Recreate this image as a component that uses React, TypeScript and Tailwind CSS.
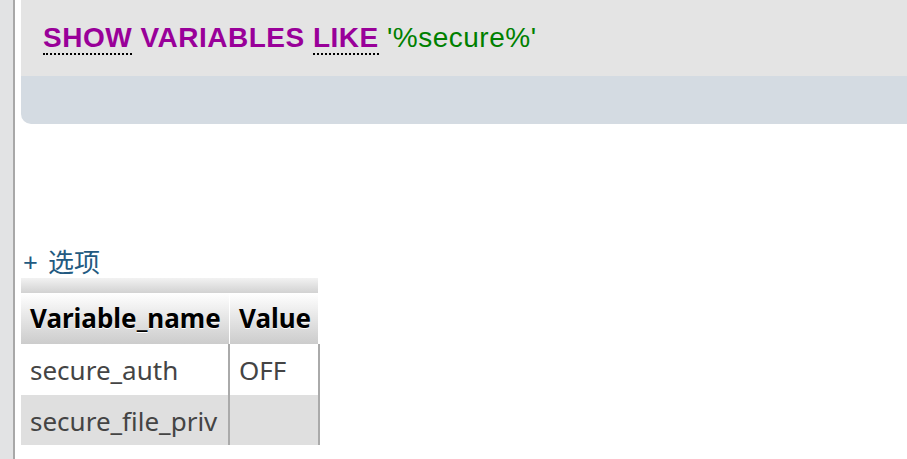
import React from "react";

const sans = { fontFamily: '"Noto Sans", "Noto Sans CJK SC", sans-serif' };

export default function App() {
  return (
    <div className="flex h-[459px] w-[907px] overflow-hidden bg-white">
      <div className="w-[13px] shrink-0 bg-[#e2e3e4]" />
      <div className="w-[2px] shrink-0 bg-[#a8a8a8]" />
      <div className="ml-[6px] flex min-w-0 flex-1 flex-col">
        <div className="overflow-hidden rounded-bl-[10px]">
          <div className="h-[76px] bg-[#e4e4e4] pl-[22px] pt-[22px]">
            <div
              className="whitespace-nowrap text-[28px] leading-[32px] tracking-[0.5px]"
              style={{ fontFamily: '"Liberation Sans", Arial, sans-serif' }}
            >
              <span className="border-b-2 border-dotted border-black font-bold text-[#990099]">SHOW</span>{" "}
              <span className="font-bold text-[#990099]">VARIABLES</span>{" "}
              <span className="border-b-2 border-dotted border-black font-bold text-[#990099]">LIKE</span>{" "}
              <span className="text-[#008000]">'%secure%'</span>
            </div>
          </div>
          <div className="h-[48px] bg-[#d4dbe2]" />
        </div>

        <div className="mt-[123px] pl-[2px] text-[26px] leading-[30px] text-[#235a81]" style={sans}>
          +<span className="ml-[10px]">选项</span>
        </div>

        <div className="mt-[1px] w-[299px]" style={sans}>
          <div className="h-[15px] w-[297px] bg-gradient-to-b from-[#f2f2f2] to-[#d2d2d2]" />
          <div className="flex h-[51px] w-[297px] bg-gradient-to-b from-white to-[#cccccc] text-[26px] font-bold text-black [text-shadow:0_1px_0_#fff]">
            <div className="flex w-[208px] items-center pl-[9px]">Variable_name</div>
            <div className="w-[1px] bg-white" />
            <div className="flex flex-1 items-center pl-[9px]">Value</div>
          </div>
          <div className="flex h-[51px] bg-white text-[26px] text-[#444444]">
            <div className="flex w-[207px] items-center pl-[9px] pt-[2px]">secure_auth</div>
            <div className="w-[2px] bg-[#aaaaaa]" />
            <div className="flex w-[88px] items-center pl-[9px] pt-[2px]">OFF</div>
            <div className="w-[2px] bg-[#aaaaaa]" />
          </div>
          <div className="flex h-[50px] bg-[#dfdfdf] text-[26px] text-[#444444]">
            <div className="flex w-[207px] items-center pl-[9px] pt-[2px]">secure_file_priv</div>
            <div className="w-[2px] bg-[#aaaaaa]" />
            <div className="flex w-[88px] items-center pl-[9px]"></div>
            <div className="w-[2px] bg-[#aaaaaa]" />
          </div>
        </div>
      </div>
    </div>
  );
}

· · · · ·

== WORK INSTRUCTIONS ==
Quote every line word for word and keep the images out of the copy.

== THE RESPONSE ==
Recreate this image as a component that uses React, TypeScript and Tailwind CSS.
import React from "react";

const sans = { fontFamily: '"Noto Sans", "Noto Sans CJK SC", sans-serif' };

export default function App() {
  return (
    <div className="flex h-[459px] w-[907px] overflow-hidden bg-white">
      <div className="w-[13px] shrink-0 bg-[#e2e3e4]" />
      <div className="w-[2px] shrink-0 bg-[#a8a8a8]" />
      <div className="ml-[6px] flex min-w-0 flex-1 flex-col">
        <div className="overflow-hidden rounded-bl-[10px]">
          <div className="h-[76px] bg-[#e4e4e4] pl-[22px] pt-[22px]">
            <div
              className="whitespace-nowrap text-[28px] leading-[32px] tracking-[0.5px]"
              style={{ fontFamily: '"Liberation Sans", Arial, sans-serif' }}
            >
              <span className="border-b-2 border-dotted border-black font-bold text-[#990099]">SHOW</span>{" "}
              <span className="font-bold text-[#990099]">VARIABLES</span>{" "}
              <span className="border-b-2 border-dotted border-black font-bold text-[#990099]">LIKE</span>{" "}
              <span className="text-[#008000]">'%secure%'</span>
            </div>
          </div>
          <div className="h-[48px] bg-[#d4dbe2]" />
        </div>

        <div className="mt-[123px] pl-[2px] text-[26px] leading-[30px] text-[#235a81]" style={sans}>
          +<span className="ml-[10px]">选项</span>
        </div>

        <div className="mt-[1px] w-[299px]" style={sans}>
          <div className="h-[15px] w-[297px] bg-gradient-to-b from-[#f2f2f2] to-[#d2d2d2]" />
          <div className="flex h-[51px] w-[297px] bg-gradient-to-b from-white to-[#cccccc] text-[26px] font-bold text-black [text-shadow:0_1px_0_#fff]">
            <div className="flex w-[208px] items-center pl-[9px]">Variable_name</div>
            <div className="w-[1px] bg-white" />
            <div className="flex flex-1 items-center pl-[9px]">Value</div>
          </div>
          <div className="flex h-[51px] bg-white text-[26px] text-[#444444]">
            <div className="flex w-[207px] items-center pl-[9px] pt-[2px]">secure_auth</div>
            <div className="w-[2px] bg-[#aaaaaa]" />
            <div className="flex w-[88px] items-center pl-[9px] pt-[2px]">OFF</div>
            <div className="w-[2px] bg-[#aaaaaa]" />
          </div>
          <div className="flex h-[50px] bg-[#dfdfdf] text-[26px] text-[#444444]">
            <div className="flex w-[207px] items-center pl-[9px] pt-[2px]">secure_file_priv</div>
            <div className="w-[2px] bg-[#aaaaaa]" />
            <div className="flex w-[88px] items-center pl-[9px]"></div>
            <div className="w-[2px] bg-[#aaaaaa]" />
          </div>
        </div>
      </div>
    </div>
  );
}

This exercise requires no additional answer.